> _Your task_
What number of lines contain the word "styles"? Reply with the number and nothing else.

[Items from a data source]
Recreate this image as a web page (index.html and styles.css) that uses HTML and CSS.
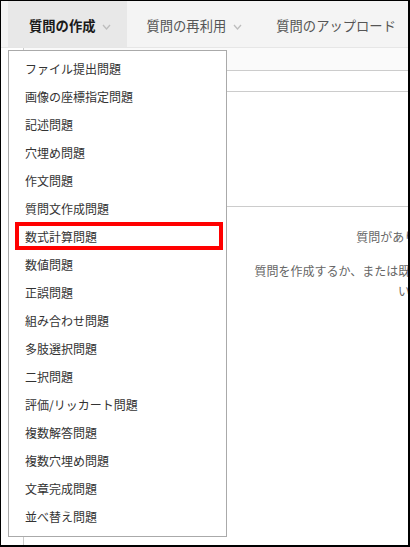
FILE: index.html
```html
<!DOCTYPE html>
<html lang="ja">
<head>
    <meta charset="UTF-8">
    <meta name="viewport" content="width=device-width, initial-scale=1.0">
    <title>質問の作成</title>
    <link rel="stylesheet" href="styles.css">
</head>
<body>
<div class="frame">
    <nav class="tabs">
        <div class="tab active">
            <span>質問の作成</span>
            <svg class="chev" width="9" height="6" viewBox="0 0 9 6"><polyline points="1,1 4.5,5 8,1" /></svg>
        </div>
        <div class="tab">
            <span>質問の再利用</span>
            <svg class="chev" width="9" height="6" viewBox="0 0 9 6"><polyline points="1,1 4.5,5 8,1" /></svg>
        </div>
        <div class="tab">
            <span>質問のアップロード</span>
        </div>
    </nav>

    <div class="workspace">
        <div class="toolbar"></div>
        <div class="filter"></div>
        <div class="list-head"></div>
        <div class="empty">
            <p class="empty-title">質問がありません。</p>
            <p class="empty-text">質問を作成するか、または既存の質問を再利用してください。</p>
        </div>
    </div>

    <!-- Dropdown -->
    <ul class="menu">
        <li>ファイル提出問題</li>
        <li>画像の座標指定問題</li>
        <li>記述問題</li>
        <li>穴埋め問題</li>
        <li>作文問題</li>
        <li>質問文作成問題</li>
        <li class="marked">数式計算問題</li>
        <li>数値問題</li>
        <li>正誤問題</li>
        <li>組み合わせ問題</li>
        <li>多肢選択問題</li>
        <li>二択問題</li>
        <li>評価/リッカート問題</li>
        <li>複数解答問題</li>
        <li>複数穴埋め問題</li>
        <li>文章完成問題</li>
        <li>並べ替え問題</li>
    </ul>
</div>
</body>
</html>
```

FILE: styles.css
```css
body {
    margin: 0;
    background-color: #fff;
    font-family: "Noto Sans CJK JP", "Noto Sans", sans-serif;
}

.frame {
    width: 410px;
    height: 547px;
    box-sizing: border-box;
    border: 1px solid #000;
    border-right-width: 2px;
    border-bottom-width: 2px;
    position: relative;
    overflow: hidden;
}

/* Tab bar */
.tabs {
    display: flex;
    height: 46px;
    padding-left: 7px;
    background-color: #f4f4f4;
    border-bottom: 1px solid #e6e6e6;
}

.tab {
    display: flex;
    align-items: center;
    gap: 7px;
    padding: 3px 15px 0 19px;
    font-size: 13.3px;
    color: #555;
    white-space: nowrap;
}

.tab.active {
    background-color: #e8e8e8;
    color: #1a1a1a;
    font-weight: bold;
    padding-left: 21px;
    padding-right: 16px;
}

.chev {
    margin-top: 2px;
}

.chev polyline {
    fill: none;
    stroke: #bdbdbd;
    stroke-width: 1.3;
}

/* Page behind the menu */
.workspace {
    margin-left: 22px;
    width: 772px;
    border-left: 1px solid #ccc;
    height: 100%;
}

.toolbar {
    height: 22px;
    background-color: #fafafa;
    border-bottom: 1px solid #ccc;
}

.filter {
    height: 20px;
    border-bottom: 1px solid #ccc;
}

.list-head {
    height: 114px;
    border-bottom: 1px solid #ccc;
}

.empty {
    text-align: center;
    color: #666;
    font-size: 12px;
    padding-top: 20px;
}

.empty p {
    margin: 0;
}

.empty-title {
    line-height: 20px;
    margin-bottom: 14px !important;
}

.empty-text {
    max-width: 312px;
    margin: 0 auto !important;
    line-height: 20px;
}

/* Dropdown menu */
.menu {
    position: absolute;
    left: 7px;
    top: 49px;
    width: 219px;
    box-sizing: border-box;
    margin: 0;
    padding: 4px 0 5px;
    list-style: none;
    background-color: #fff;
    border: 1px solid #aaa;
}

.menu li {
    height: 28px;
    line-height: 28px;
    padding-left: 16px;
    font-size: 12px;
    color: #333;
    position: relative;
}

.menu li.marked::after {
    content: "";
    position: absolute;
    left: 6px;
    right: 3px;
    top: -1px;
    bottom: 1px;
    border: 4px solid #f00;
}
```
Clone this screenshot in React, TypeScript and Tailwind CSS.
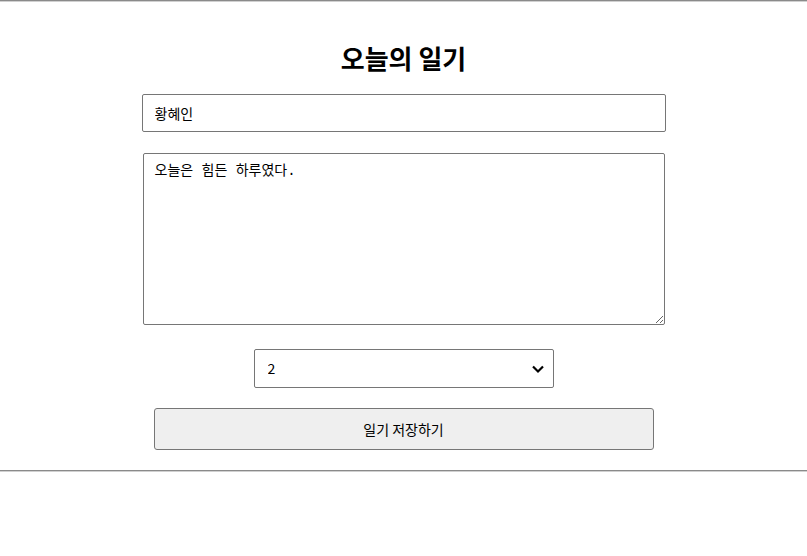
import React from 'react';

const sans = { fontFamily: '"Noto Sans CJK KR", "Noto Sans", sans-serif' };

const App: React.FC = () => {
  return (
    <div className="w-[807px] h-[556px] bg-white text-black font-['Liberation_Sans','Noto_Sans_CJK_KR',sans-serif]">
      <div className="h-[2px] border-t border-[#8a8a8a] border-b border-b-[#d0d0d0]"></div>

      <div className="flex flex-col items-center pt-[40px]">
        <h2 className="text-[26px] leading-[32px] font-bold font-['Noto_Sans_CJK_KR',sans-serif]">오늘의 일기</h2>

        <input
          defaultValue="황혜인"
          className="mt-[20px] w-[524px] h-[38px] border border-[#767676] rounded-[2px] px-[12px] text-[14px] outline-none font-['Noto_Sans_CJK_KR',sans-serif]"
        />

        <textarea
          defaultValue="오늘은 힘든 하루였다."
          className="mt-[21px] w-[522px] h-[172px] border border-[#767676] rounded-[2px] px-[11px] py-[8px] text-[14px] leading-[18px] outline-none font-['Liberation_Mono','Noto_Sans_CJK_KR',monospace]"
        />

        <div className="relative mt-[24px] w-[300px] h-[39px]">
          <select
            defaultValue="2"
            className="appearance-none w-full h-full border border-[#767676] rounded-[2px] pl-[13px] text-[14px] bg-white outline-none"
            style={sans}
          >
            <option value="1">1</option>
            <option value="2">2</option>
            <option value="3">3</option>
            <option value="4">4</option>
            <option value="5">5</option>
          </select>
          <svg
            className="absolute right-[9px] top-[13px] pointer-events-none"
            width="14"
            height="14"
            viewBox="0 0 14 14"
          >
            <path d="M2 4.5 L7 9.5 L12 4.5" fill="none" stroke="#000" strokeWidth="2.2" />
          </svg>
        </div>

        <button className="mt-[20px] w-[500px] h-[42px] bg-[#efefef] border border-[#767676] rounded-[3px] text-[14px]" style={sans}>
          일기 저장하기
        </button>
      </div>

      <div className="mt-[20px] h-[2px] border-t border-[#8a8a8a] border-b border-b-[#d0d0d0]"></div>
    </div>
  );
};

export default App;
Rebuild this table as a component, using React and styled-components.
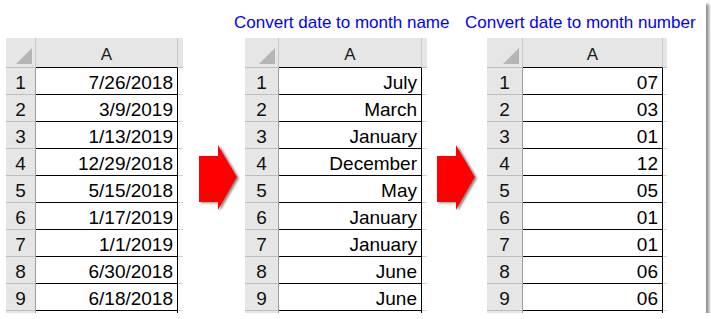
import React from "react";
import styled, { createGlobalStyle } from "styled-components";

const GlobalStyle = createGlobalStyle`
    html, body {
        margin: 0;
        padding: 0;
        background: #ffffff;
    }
    body {
        font-family: "Liberation Sans", Arial, sans-serif;
    }
`;

const Frame = styled.div`
    width: 706px;
    height: 313px;
    background: #ffffff;
    box-shadow: 3px 4px 3px rgba(0, 0, 0, 0.45);
    display: flex;
    align-items: flex-start;
    padding-left: 6px;
    box-sizing: border-box;
    overflow: hidden;
`;

const Column = styled.div`
    display: flex;
    flex-direction: column;
`;

/* zero-width so the caption can hang past the sheet without widening it */
const Title = styled.div`
    width: 0;
    height: 38px;
    line-height: 45px;
    margin-left: ${props => props.shift || 0}px;
    font-size: 17px;
    color: #0000ff;
    white-space: nowrap;
`;

const Sheet = styled.div`
    display: grid;
    grid-template-columns: ${props => props.hdr}px ${props => props.col}px ${props => props.tail}px;
    grid-template-rows: 30px repeat(9, 27px) 2px;
    font-family: "Liberation Sans", Arial, sans-serif;
`;

const Corner = styled.div`
    position: relative;
    background: #e6e6e6;
    border-right: 1px solid #c8c8c8;
    border-bottom: 1px solid #bdbdbd;
    box-sizing: border-box;

    &::after {
        content: "";
        position: absolute;
        right: 3px;
        bottom: 3px;
        border-style: solid;
        border-width: 0 0 16px 16px;
        border-color: transparent transparent #b5b5b5 transparent;
    }
`;

const ColHeader = styled.div`
    background: #e6e6e6;
    border-right: 1px solid #c8c8c8;
    border-bottom: 1px solid #000;
    box-sizing: border-box;
    display: flex;
    align-items: center;
    justify-content: center;
    padding-top: 4px;
    font-size: 17px;
    color: #1a1a1a;
`;

const HeaderTail = styled.div`
    background: #e6e6e6;
    border-bottom: 1px solid #bdbdbd;
    box-sizing: border-box;
`;

const RowHeader = styled.div`
    background: #e6e6e6;
    border-right: 1px solid #9e9e9e;
    border-bottom: 1px solid #bdbdbd;
    box-sizing: border-box;
    display: flex;
    align-items: center;
    justify-content: center;
    padding-top: 3px;
    font-size: 19px;
    color: #111;
`;

const Cell = styled.div`
    background: #fff;
    border-right: 1px solid #000;
    border-bottom: ${props => (props.blank ? "none" : "1px solid #000")};
    box-sizing: border-box;
    display: flex;
    align-items: center;
    justify-content: flex-end;
    padding: 3px 4px 0 0;
    font-size: 19px;
    color: #000;
`;

const Tail = styled.div`
    border-bottom: ${props => (props.blank ? "none" : "1px solid #d4d4d4")};
    box-sizing: border-box;
`;

const ArrowBox = styled.div`
    margin: 145px ${props => props.right}px 0 ${props => props.left}px;
    width: 41px;
    height: 68px;
`;

const Arrow = ({ left, right, id }) => (
    <ArrowBox left={left} right={right}>
        <svg width="41" height="68" viewBox="0 0 41 68">
            <defs>
                <filter id={id} x="-20%" y="-20%" width="150%" height="150%">
                    <feDropShadow dx="2" dy="1" stdDeviation="1" floodColor="#555" floodOpacity="0.7" />
                </filter>
            </defs>
            <polygon
                points="0,11 19,11 19,0 38,32 19,65 19,57 0,57"
                fill="#ff0000"
                filter={`url(#${id})`}
            />
        </svg>
    </ArrowBox>
);

const SheetTable = ({ hdr, col, tail, values }) => (
    <Sheet hdr={hdr} col={col} tail={tail}>
        <Corner />
        <ColHeader>A</ColHeader>
        <HeaderTail />
        {values.map((v, i) => (
            <React.Fragment key={i}>
                <RowHeader>{i + 1}</RowHeader>
                <Cell>{v}</Cell>
                <Tail />
            </React.Fragment>
        ))}
        <RowHeader />
        <Cell blank />
        <Tail blank />
    </Sheet>
);

const dates = [
    "7/26/2018", "3/9/2019", "1/13/2019", "12/29/2018", "5/15/2018",
    "1/17/2019", "1/1/2019", "6/30/2018", "6/18/2018",
];
const months = [
    "July", "March", "January", "December", "May",
    "January", "January", "June", "June",
];
const numbers = ["07", "03", "01", "12", "05", "01", "01", "06", "06"];

const App = () => (
    <>
        <GlobalStyle />
        <Frame>
            <Column>
                <Title />
                <SheetTable hdr={30} col={142} tail={5} values={dates} />
            </Column>
            <Arrow left={16} right={5} id="arrowShadowA" />
            <Column>
                <Title shift={-11}>Convert date to month name</Title>
                <SheetTable hdr={34} col={143} tail={5} values={months} />
            </Column>
            <Arrow left={10} right={9} id="arrowShadowB" />
            <Column>
                <Title shift={-22}>Convert date to month number</Title>
                <SheetTable hdr={36} col={140} tail={4} values={numbers} />
            </Column>
        </Frame>
    </>
);

export default App;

> _Response_
3